Philippe Barbarin va vite, très vite. Trop vite ? "Etre prophète et patron : est-ce bien compatible ?", s'interroge-t-on. Sans doute paie-t-il, pour lui-même et son organisation, le déficit, profond, de formation initiale et continue aux responsabilités managériales. Il paie les déficiences d'une Eglise qui sous-estime ces facultés au moment de désigner les évêques. Il paie l'écartèlement idéologique protéiforme entre les aspirations d'une entreprise destinée à "porter la parole de Dieu" et les contraintes des règles marchandes, économiques, financières, juridiques, comme les réalités sociale et sociologique qui s'imposent à son management, témoignant là qu'une personnalité excessivement fraternelle et affective est peu adaptée à l'accomplissement de la relation humaine qu'impose la gestion de l'entreprise. Il paie sa détermination à piloter plutôt qu'à subir un clergé frondeur, insubordonné, et, selon les thèmes - communication, international, doctrine, jeunesse -, dépassé ou précurseur. Il paie l'érosion du nombre de vocations, de fidèles, et de donateurs.

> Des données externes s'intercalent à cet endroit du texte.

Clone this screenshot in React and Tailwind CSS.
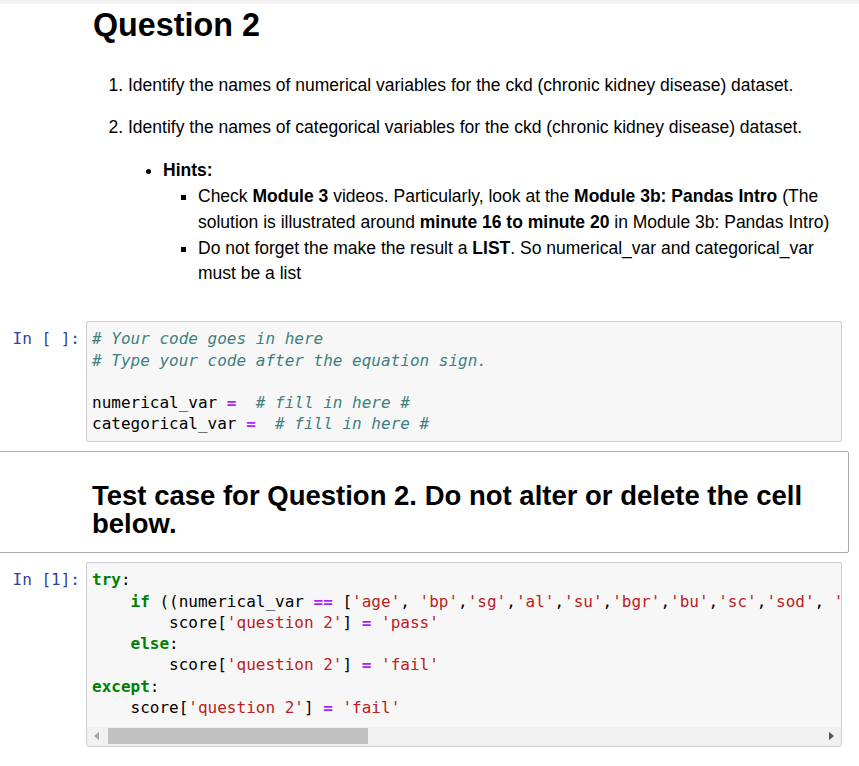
import React from "react";

const K = ({ children }) => <span className="font-bold text-[#008000]">{children}</span>;
const O = ({ children }) => <span className="font-bold text-[#AA22FF]">{children}</span>;
const S = ({ children }) => <span className="text-[#BA2121]">{children}</span>;
const C = ({ children }) => <span className="italic text-[#408080]">{children}</span>;

const mono = "font-['DejaVu_Sans_Mono','Liberation_Mono',monospace] text-[16px] leading-[21.25px]";

function Prompt({ label }) {
  return (
    <div className={`w-[86px] shrink-0 pt-[7.4px] pr-[6px] text-right text-[#303F9F] whitespace-pre ${mono}`}>
      {label}
    </div>
  );
}

export default function App() {
  return (
    <div className="w-[859px] h-[766px] overflow-hidden bg-white text-black font-['Liberation_Sans',Arial,sans-serif]">
      <div className="h-[4px] bg-gradient-to-b from-[#eeeeee] to-[#f6f6f6]" />

      {/* Markdown cell: Question 2 */}
      <div className="flex pr-[17px]">
        <div className="w-[86px] shrink-0" />
        <div className="flex-1 px-[7px]">
          <h1 className="mt-[2.8px] text-[32.3px] leading-[36px] font-bold">Question 2</h1>
          <ol className="list-decimal pl-[35px] mt-[30.1px] text-[17.5px] leading-[25.5px]">
            <li>Identify the names of numerical variables for the ckd (chronic kidney disease) dataset.</li>
            <li className="mt-[16.3px]">
              Identify the names of categorical variables for the ckd (chronic kidney disease) dataset.
              <ul className="list-disc pl-[35px] mt-[17.5px]">
                <li>
                  <b>Hints:</b>
                  <ul className="list-[square] pl-[35px] mt-[1.2px] leading-[25.6px]">
                    <li>
                      Check <b>Module 3</b> videos. Particularly, look at the <b>Module 3b: Pandas Intro</b> (The
                      solution is illustrated around <b>minute 16 to minute 20</b> in Module 3b: Pandas Intro)
                    </li>
                    <li>
                      Do not forget the make the result a <b>LIST</b>. So numerical_var and categorical_var must be a
                      list
                    </li>
                  </ul>
                </li>
              </ul>
            </li>
          </ol>
        </div>
      </div>

      {/* Code cell 1 */}
      <div className="flex pr-[17px] mt-[34.2px]">
        <Prompt label="In [ ]:" />
        <div className="flex-1 min-w-0 border border-[#cfcfcf] rounded-[2px] bg-[#f7f7f7]">
          <pre className={`pl-[5px] pt-[6.4px] pb-[6.4px] whitespace-pre overflow-hidden ${mono}`}>
            <C># Your code goes in here</C>
            {"\n"}
            <C># Type your code after the equation sign.</C>
            {"\n\n"}
            {"numerical_var "}
            <O>=</O>
            {"  "}
            <C># fill in here #</C>
            {"\n"}
            {"categorical_var "}
            <O>=</O>
            {"  "}
            <C># fill in here #</C>
          </pre>
        </div>
      </div>

      {/* Selected markdown cell */}
      <div className="mt-[9px] -ml-[2px] mr-[10px] border border-[#ababab] rounded-[2px] flex">
        <div className="w-[87px] shrink-0" />
        <div className="flex-1 pl-[6px] pr-[13px] pt-[29.9px] pb-[13.1px]">
          <h2 className="text-[27.5px] leading-[28.5px] font-bold">
            Test case for Question 2. Do not alter or delete the cell below.
          </h2>
        </div>
      </div>

      {/* Code cell 2 */}
      <div className="flex pr-[17px] mt-[9px]">
        <Prompt label="In [1]:" />
        <div className="flex-1 min-w-0 border border-[#cfcfcf] rounded-[2px] bg-[#f7f7f7] overflow-hidden">
          <pre className={`pl-[5px] pt-[6.4px] pb-[8.9px] whitespace-pre overflow-hidden ${mono}`}>
            <K>try</K>:{"\n    "}
            <K>if</K> ((numerical_var <O>==</O> [<S>'age'</S>, <S>'bp'</S>,<S>'sg'</S>,<S>'al'</S>,<S>'su'</S>,
            <S>'bgr'</S>,<S>'bu'</S>,<S>'sc'</S>,<S>'sod'</S>, <S>'pot'</S>,<S>'hemo'</S>,<S>'pcv'</S>,
            <S>'wc'</S>,<S>'rc'</S>]) <O>and</O> (categorical_var <O>==</O> [<S>'rbc'</S>,<S>'pc'</S>])):
            {"\n        "}score[<S>'question 2'</S>] <O>=</O> <S>'pass'</S>
            {"\n    "}
            <K>else</K>:{"\n        "}score[<S>'question 2'</S>] <O>=</O> <S>'fail'</S>
            {"\n"}
            <K>except</K>:{"\n    "}score[<S>'question 2'</S>] <O>=</O> <S>'fail'</S>
          </pre>
          <div className="h-[19px] bg-[#f1f1f1] flex items-center">
            <div className="w-[19px] h-full flex items-center justify-center">
              <svg width="5" height="8" viewBox="0 0 5 8">
                <path d="M5 0 L0 4 L5 8 Z" fill="#a3a3a3" />
              </svg>
            </div>
            <div className="ml-[2px] w-[260px] h-[16px] bg-[#c1c1c1]" />
            <div className="flex-1" />
            <div className="w-[19px] h-full flex items-center justify-center">
              <svg width="5" height="8" viewBox="0 0 5 8">
                <path d="M0 0 L5 4 L0 8 Z" fill="#505050" />
              </svg>
            </div>
          </div>
        </div>
      </div>
    </div>
  );
}
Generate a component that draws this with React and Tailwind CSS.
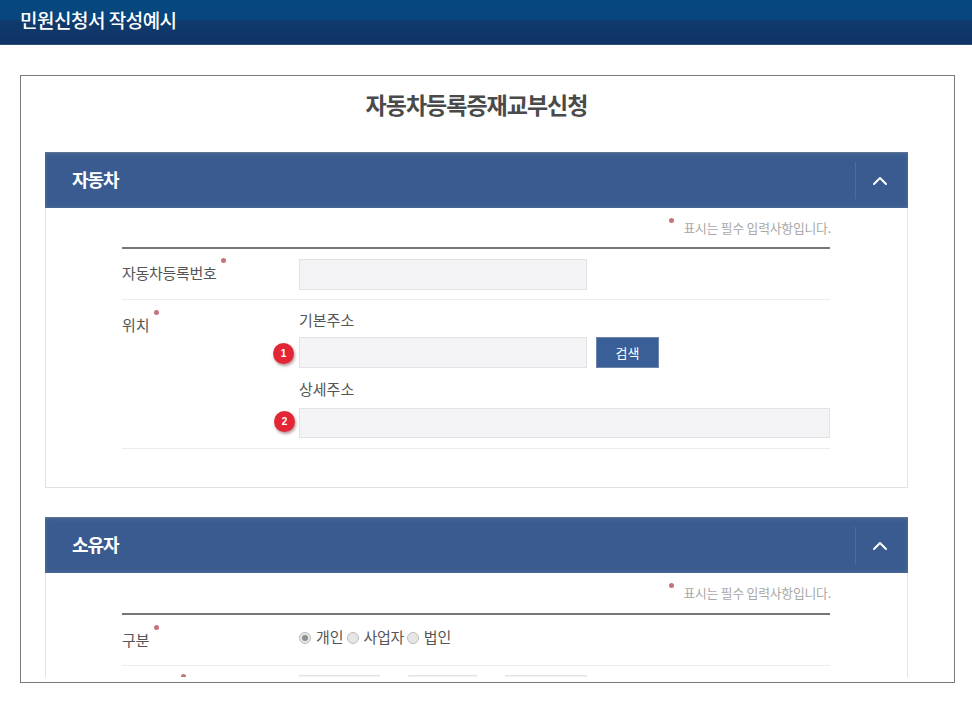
import { ChevronUp } from 'lucide-react';

function Dot({ className }) {
  return <span className={`absolute w-[5px] h-[5px] rounded-full bg-[#c4737a] ${className}`} />;
}

function SectionHead({ title }) {
  return (
    <div className="h-[56px] bg-[#3a5b8f] flex items-stretch border-t border-[#5f7290] shadow-[inset_0_0_4px_rgba(110,130,170,0.6)]">
      <div className="flex-1 pl-[27px] pt-[13px] text-[18px] leading-[26px] font-bold text-white tracking-[-1px]">{title}</div>
      <div className="my-[9px] w-[53px] border-l border-[#4d6b9c] flex items-center justify-center pr-[5px]">
        <ChevronUp size={24} strokeWidth={2} className="text-white" />
      </div>
    </div>
  );
}

function RequiredNote({ className }) {
  return (
    <div className={`relative flex justify-end items-start pt-[10px] pr-[76px] text-[12.8px] leading-[19px] text-[#a8a8a8] tracking-[-0.2px] ${className}`}>
      <span className="relative">
        <Dot className="-left-[14px] top-0" />
        표시는 필수 입력사항입니다.
      </span>
    </div>
  );
}

function Input({ className }) {
  return <div className={`bg-[#f4f3f6] border border-[#e3e3e5] ${className}`} />;
}

function Badge({ n, className }) {
  return (
    <span className={`absolute w-[21px] h-[21px] rounded-full bg-[#e32636] text-white text-[10px] font-bold flex items-center justify-center shadow-[1px_2px_3px_rgba(120,60,60,0.55)] font-['Liberation_Sans',sans-serif] ${className}`}>
      {n}
    </span>
  );
}

function Radio({ checked }) {
  return (
    <span className="w-[12px] h-[12px] rounded-full bg-[#e6e6e6] border border-[#bcbcbc] flex items-center justify-center">
      {checked && <span className="w-[6px] h-[6px] rounded-full bg-[#8f8f8f]" />}
    </span>
  );
}

export default function App() {
  return (
    <div className="h-[704px] bg-white overflow-hidden font-['Noto_Sans_CJK_KR','Noto_Sans',sans-serif]">
      <header className="h-[45px] bg-[linear-gradient(#06497f_0%,#07457d_44%,#103a6d_46%,#0f3466_100%)] border-b border-[#2a4f7c] pl-[20px] pt-[6px] text-[19px] leading-[28px] font-medium text-white tracking-[-0.5px]">
        민원신청서 작성예시
      </header>

      <div className="mt-[30px] ml-[20px] w-[935px] h-[608px] border border-[#7a7a7a] pb-[5px]">
        <div className="h-full overflow-hidden pl-[24px]">
          <h1 className="h-[76px] w-[863px] pt-[11px] text-center text-[23px] leading-[34px] font-bold text-[#4a4a4a] tracking-[-1px]">
            자동차등록증재교부신청
          </h1>

          <section className="w-[863px] h-[336px] border-x border-b border-[#e2e2e2]">
            <div className="-mx-px"><SectionHead title="자동차" /></div>
            <RequiredNote className="h-[39px]" />
            <div className="ml-[76px] w-[708px] border-t-2 border-[#777777] text-[15px] text-[#555555]">
              <div className="h-[51px] flex border-b border-[#ededed] pt-[10px]">
                <div className="w-[177px] pt-[2px] leading-[24px] tracking-[-0.3px]">
                  <span className="relative">
                    자동차등록번호
                    <Dot className="left-[99px] -top-[4px]" />
                  </span>
                </div>
                <Input className="w-[288px] h-[31px]" />
              </div>
              <div className="flex h-[149px] border-b border-[#ededed]">
                <div className="w-[177px] pt-[13px] leading-[24px]">
                  <span className="relative">
                    위치
                    <Dot className="left-[32px] -top-[4px]" />
                  </span>
                </div>
                <div className="flex-1 pt-[8px]">
                  <div className="leading-[24px] mb-[5px]">기본주소</div>
                  <div className="relative flex gap-[9px]">
                    <Badge n="1" className="-left-[26px] top-[6px]" />
                    <Input className="w-[288px] h-[31px]" />
                    <button className="w-[63px] h-[31px] bg-[#3a5f98] border border-[#6e86ab] text-white text-[13px]">검색</button>
                  </div>
                  <div className="leading-[24px] mt-[9px] mb-[7px]">상세주소</div>
                  <div className="relative">
                    <Badge n="2" className="-left-[25px] top-[3px]" />
                    <Input className="w-full h-[30px]" />
                  </div>
                </div>
              </div>
            </div>
          </section>

          <section className="mt-[29px] w-[863px] h-[200px] border-x border-[#e2e2e2]">
            <div className="-mx-px"><SectionHead title="소유자" /></div>
            <RequiredNote className="h-[40px]" />
            <div className="ml-[76px] w-[708px] border-t-2 border-[#777777] text-[15px] text-[#555555]">
              <div className="h-[51px] flex border-b border-[#ededed]">
                <div className="w-[177px] pt-[13px] leading-[24px]">
                  <span className="relative">
                    구분
                    <Dot className="left-[32px] -top-[4px]" />
                  </span>
                </div>
                <div className="flex items-center h-[45px]">
                  <Radio checked />
                  <span className="ml-[5px] mr-[3px]">개인</span>
                  <Radio />
                  <span className="ml-[5px] mr-[3px] tracking-[-0.4px]">사업자</span>
                  <Radio />
                  <span className="ml-[5px]">법인</span>
                </div>
              </div>
              <div className="flex pt-[9px]">
                <div className="w-[177px] relative"><Dot className="left-[59px] -top-[1px]" /></div>
                <Input className="w-[81px] h-[31px]" />
                <Input className="w-[69px] h-[31px] ml-[28px]" />
                <Input className="w-[82px] h-[31px] ml-[28px]" />
              </div>
            </div>
          </section>
        </div>
      </div>
    </div>
  );
}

Bref, Philippe Barbarin est-il bien à sa place à la tête du diocèse lyonnais ? Est-il seulement un patron "heureux" ? D'aucuns en doutent. "Qu'il s'agisse des relations extérieures (avec Rome) ou internes, il ne peut éviter de subir les contraintes liées à l'exercice de sa fonction. C'est dans d'autres moments de son ministère qu'il est heureux", confie Pierre Durand. "C'est un défricheur, ce n'est pas un gestionnaire, résume Janine Paloulian. Si l'on emploie la métaphore journalistique, il est un reporter, mais pas un rédacteur en chef. Comme Tintin !".

Le Vatican lui tend-il les bras ? Trop iconoclaste, trop imprévisible, trop authentique, sa côte n'y est pas élevée, assure-t-on dans les milieux ecclésiaux. Ses trois identités d'homme, de pasteur et de patron, placent le cardinal au cœur des paradoxes. "Effectivement. Mais à vue humaine existe-t-il plus paradoxal que la foi ?, interroge Emmanuel Jousse, directeur général de RCF. Plus on explore et on vit librement sa foi, plus on s'expose aux écartèlements, desquels jaillissent certes la visibilité de ces paradoxes mais surtout la quintessence et la force de cette foi". Simplement Philippe Barbarin est la preuve qu'une âme exemplaire ne fait ni un homme, ni un prêtre, ni un patron exemplaires.